Not content with designing solely for women, Turfah also has a men’s line which updates African menswear staples. Tailoring and finish are of equal import for the Turfah man who is in Adegbite’s words:
[Is] understated because the Turfah man is very clean lines and very simple cuts, he lets the fabrics speak and the cuts too…yes there is a bright collection but I also have the very understated neutrals. With the men, a lot of people ask them where did you get that from but it is all about a simple sophistication that only a confident man can wear.
Her approach was born out of a series of menswear projects she undertook for heritage luxury house Loro Piana which saw her crafting bespoke pieces for an international client list and made her committed to the undeniable craftsmanship and precision that is found in the world of tailoring. Indeed it is often in the finishing, drape, and fall of Turfah pieces that one is both transported to a world of hushed tones, discretion and flourishes that indicate luxury with a capital L. It is no surprise that the existing client list is a veritable who’s who of the men making moves in Lagos and beyond.
Although possessing her own design language Adebgite is happy to admit to being inspired by many of the design greats:
My very favourite has just passed, Azzedine Alaia, he to me was everything…I also admire Duro Olowu, for his use of pattern… And then the great Chanel…what she did at the times that she came into fashion. Basically, a time when women were so constrained by garments, she simplified everything and changed the way women dressed all over the world. And that is what inspires me, how can one make Nigerian outfits that are not difficult to wear or uncomfortable.

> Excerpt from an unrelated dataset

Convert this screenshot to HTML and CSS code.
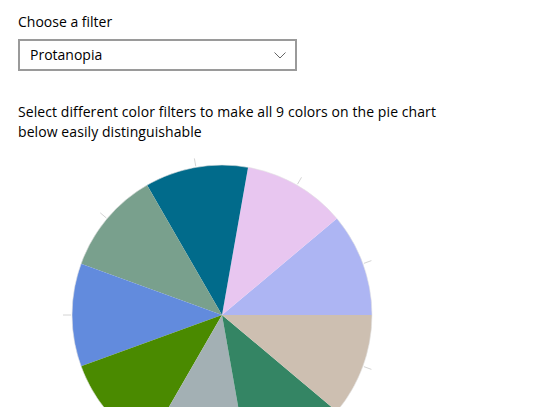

Whilst it is early days for the brand, there is nothing to doubt that Turfah will achieve and exceed its expectations: which is a commitment to a mandate of presenting and exporting their very own take on what it is to be a modern African fashionista who still loves and wants to wear pieces that are rooted in the continent’s heritage. Move over Chanel Boucle suits, there is a new must have two piece in town!